According to the Globe and Mail, the funding will be used to develop vaccine candidates and bolster the ability to run clinical trials. The research facility will be the first in the world with the production capacity to manufacture experimental vaccines for clinical trials, the AP/Sun-Sentinel reports. The Canadian government will accept proposals from provinces interested in hosting the facility, according to a spokesperson for Canadian Health Minister Tony Clement. According to Gates, the initiative will run under the Global HIV Vaccine Enterprise.

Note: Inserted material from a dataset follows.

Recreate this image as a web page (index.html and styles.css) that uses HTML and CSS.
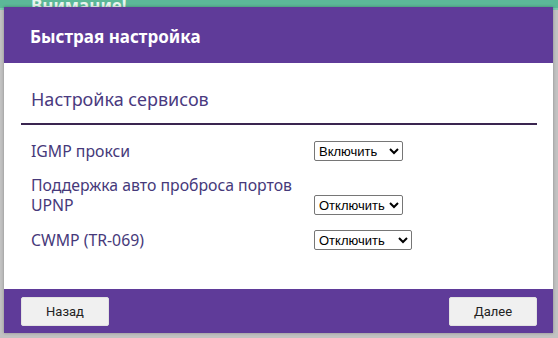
FILE: index.html
```html
<!DOCTYPE html>
<html lang="ru">
<head>
    <meta charset="UTF-8">
    <title>Быстрая настройка</title>
    <link rel="stylesheet" href="styles.css">
</head>
<body>
    <div class="page-top">Внимание!</div>
    <div class="page-rest"></div>

    <div class="modal">
        <div class="modal-header">Быстрая настройка</div>
        <div class="modal-body">
            <h2 class="section-title">Настройка сервисов</h2>
            <div class="rows">
                <div class="row">
                    <div class="label">IGMP прокси</div>
                    <select class="sel sel-on"><option>Включить</option><option>Отключить</option></select>
                </div>
                <div class="row row-bottom">
                    <div class="label">Поддержка авто проброса портов<br>UPNP</div>
                    <select class="sel sel-off"><option>Отключить</option><option>Включить</option></select>
                </div>
                <div class="row">
                    <div class="label">CWMP (TR-069)</div>
                    <select class="sel sel-wide"><option>Отключить</option><option>Включить</option></select>
                </div>
            </div>
        </div>
        <div class="modal-footer">
            <button class="btn">Назад</button>
            <button class="btn">Далее</button>
        </div>
    </div>
</body>
</html>
```
FILE: styles.css
```css
* {
    box-sizing: border-box;
    margin: 0;
    padding: 0;
}

body {
    width: 558px;
    height: 338px;
    overflow: hidden;
    background: #c4c4c4;
    font-family: "Noto Sans", "Open Sans", sans-serif;
    position: relative;
}

.page-top {
    height: 10px;
    background: #5cb898;
    color: #e8f4ee;
    font-weight: bold;
    font-size: 17px;
    line-height: 12px;
    padding-left: 31px;
    overflow: hidden;
    border-bottom: 2px solid #7fc9ad;
}

.page-rest {
    height: 328px;
    background: #c2c2c2;
}

.modal {
    position: absolute;
    left: 4px;
    top: 7px;
    width: 549px;
    height: 326px;
    display: flex;
    flex-direction: column;
    background: #fff;
    box-shadow: 0 0 3px rgba(0, 0, 0, 0.3);
}

.modal-header {
    height: 56px;
    background: #5f3b99;
    color: #fff;
    font-size: 17px;
    font-weight: bold;
    padding-left: 26px;
    display: flex;
    align-items: center;
    padding-top: 2px;
}

.modal-body {
    flex: 1;
    padding: 0 16px 0 17px;
}

.section-title {
    font-size: 18px;
    font-weight: normal;
    color: #4a3a80;
    padding: 24px 0 0 10px;
    height: 62px;
    border-bottom: 2px solid #3a2550;
}

.rows {
    padding: 16px 0 0 10px;
    display: flex;
    flex-direction: column;
    gap: 14px;
}

.row {
    display: grid;
    grid-template-columns: 283px auto;
    align-items: center;
    color: #46397a;
    font-size: 15.8px;
    line-height: 20px;
}

.row-bottom {
    align-items: end;
    padding-bottom: 1px;
}

.sel {
    font-family: "Liberation Sans", Arial, sans-serif;
    font-size: 13px;
    height: 20px;
    border: 1px solid #767676;
    border-radius: 2px;
    background: #fff;
    color: #000;
    padding: 0;
}

.sel-on { width: 89px; }
.sel-off { width: 89px; }
.sel-wide { width: 98px; }

.modal-footer {
    height: 44px;
    background: #5f3b99;
    display: flex;
    justify-content: space-between;
    align-items: center;
    padding: 0 16px 0 17px;
}

.btn {
    width: 88px;
    height: 29px;
    background: #f0f0f0;
    border: 1px solid #e2e2e2;
    border-radius: 2px;
    font-family: Roboto, "Liberation Sans", sans-serif;
    font-size: 13px;
    color: #222;
}
```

"Every year that can be saved in the delivery of this product literally translates into millions of lives saved," Gates said, adding, "Most scientists think that it probably will take more than 10 years. We could get lucky. It could happen sooner than that. But with all top problems, the more energy we put into it, clearly that's going to cut down the amount of time required." The World Health Organization, the International AIDS Vaccine Initiative and the Canadian AIDS Society all praised the initiative.
Monique Doolittle-Romas, executive director of the Canadian AIDS Society, said the initiative was a "very welcome announcement to the HIV/AIDS movement," adding that a vaccine is "considered to be our best hope in preventing the transmission of HIV/AIDS." The society in a statement said that a vaccine is a long-term solution and that there is an immediate need for HIV/AIDS prevention, education and support services. IAVI CEO and President Seth Berkley said the initiative will "coordinate critical domestic research with ongoing international efforts to tackle one of the most significant public health challenges we face today" (IAVI release, 2/20). Harper at a news conference announcing the initiative said, "While the ultimate goal is to develop a cure, we must also work on preventive measures to halt the spread of the disease."

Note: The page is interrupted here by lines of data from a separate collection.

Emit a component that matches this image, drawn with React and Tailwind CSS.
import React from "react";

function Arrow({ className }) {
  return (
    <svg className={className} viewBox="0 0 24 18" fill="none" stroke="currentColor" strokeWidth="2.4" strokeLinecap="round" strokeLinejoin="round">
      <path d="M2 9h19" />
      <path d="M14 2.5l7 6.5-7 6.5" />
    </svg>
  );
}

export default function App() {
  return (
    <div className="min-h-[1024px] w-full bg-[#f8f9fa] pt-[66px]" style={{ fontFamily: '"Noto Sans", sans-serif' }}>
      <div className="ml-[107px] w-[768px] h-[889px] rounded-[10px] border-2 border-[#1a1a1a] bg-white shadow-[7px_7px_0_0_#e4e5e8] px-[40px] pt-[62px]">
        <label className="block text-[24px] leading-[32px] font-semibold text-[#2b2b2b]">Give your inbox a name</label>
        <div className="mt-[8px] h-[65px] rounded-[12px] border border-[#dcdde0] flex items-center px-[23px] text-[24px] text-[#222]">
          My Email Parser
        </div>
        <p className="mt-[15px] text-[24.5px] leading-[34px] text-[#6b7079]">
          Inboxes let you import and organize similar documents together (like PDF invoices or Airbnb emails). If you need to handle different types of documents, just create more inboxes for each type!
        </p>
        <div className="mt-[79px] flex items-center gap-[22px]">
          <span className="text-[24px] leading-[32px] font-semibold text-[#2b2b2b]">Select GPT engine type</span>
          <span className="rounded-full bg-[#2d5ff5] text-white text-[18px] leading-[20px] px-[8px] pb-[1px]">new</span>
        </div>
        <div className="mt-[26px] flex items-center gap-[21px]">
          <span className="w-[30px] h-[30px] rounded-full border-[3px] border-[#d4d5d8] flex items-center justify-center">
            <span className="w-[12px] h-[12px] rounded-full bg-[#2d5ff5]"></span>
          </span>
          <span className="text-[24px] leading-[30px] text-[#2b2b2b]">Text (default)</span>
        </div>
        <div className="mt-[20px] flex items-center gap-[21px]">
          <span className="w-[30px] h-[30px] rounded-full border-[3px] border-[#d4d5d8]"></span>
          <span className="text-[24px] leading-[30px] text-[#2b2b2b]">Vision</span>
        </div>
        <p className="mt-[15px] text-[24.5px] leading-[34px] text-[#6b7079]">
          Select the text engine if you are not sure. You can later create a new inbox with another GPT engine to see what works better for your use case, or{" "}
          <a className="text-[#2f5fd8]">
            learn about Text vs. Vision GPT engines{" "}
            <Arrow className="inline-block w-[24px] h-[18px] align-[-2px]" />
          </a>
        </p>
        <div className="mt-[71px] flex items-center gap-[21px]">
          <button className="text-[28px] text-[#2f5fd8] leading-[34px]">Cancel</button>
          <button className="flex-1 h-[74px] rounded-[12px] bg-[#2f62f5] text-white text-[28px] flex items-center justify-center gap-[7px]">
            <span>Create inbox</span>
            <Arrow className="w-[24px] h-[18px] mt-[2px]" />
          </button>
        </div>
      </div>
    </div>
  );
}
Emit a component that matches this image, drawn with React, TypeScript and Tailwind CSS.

FOUR COUNTRIES PLEDGE $70 MILLION TO ZIMBABWE
[kaisernetwork.org, February 20, 2007]
Germany, New Zealand, Sweden and the United Kingdom on Thursday pledged $70 million to Zimbabwe to help the country address the growing number of children who have lost one or both parents to AIDS-related illnesses, Reuters South Africa reports. The funding will be jointly administered by UNICEF, nongovernmental organizations and the government to ensure that AIDS orphans have access to services such as education and health care. The $70 million will go toward a five-year, $250 million program aimed at AIDS orphans in Zimbabwe.
The program was launched on Thursday under an agreement signed by UNICEF, 21 NGOs and the government and will aim to fund and support an additional 150 community-based groups in the country. Under the agreement, the NGOs and community-based groups will aim to increase school enrollment among orphans and vulnerable children; support school nutrition programs; increase the number of children with birth certificates; increase access to food, health care, water and sanitation; and prevent abuse and violence aimed at children.
UNICEF estimates that about 1.6 million, or one in four, children in Zimbabwe have lost one or both parents to HIV/AIDS. "In a complex and difficult environment, this is an outstanding agreement between a diverse group of key institutions," UNICEF Zimbabwe representative Festo Kavishe said. He added, "Combined, we are reaching out to hundreds of thousands of orphans across the country, and we are doing it effectively and cost efficiently."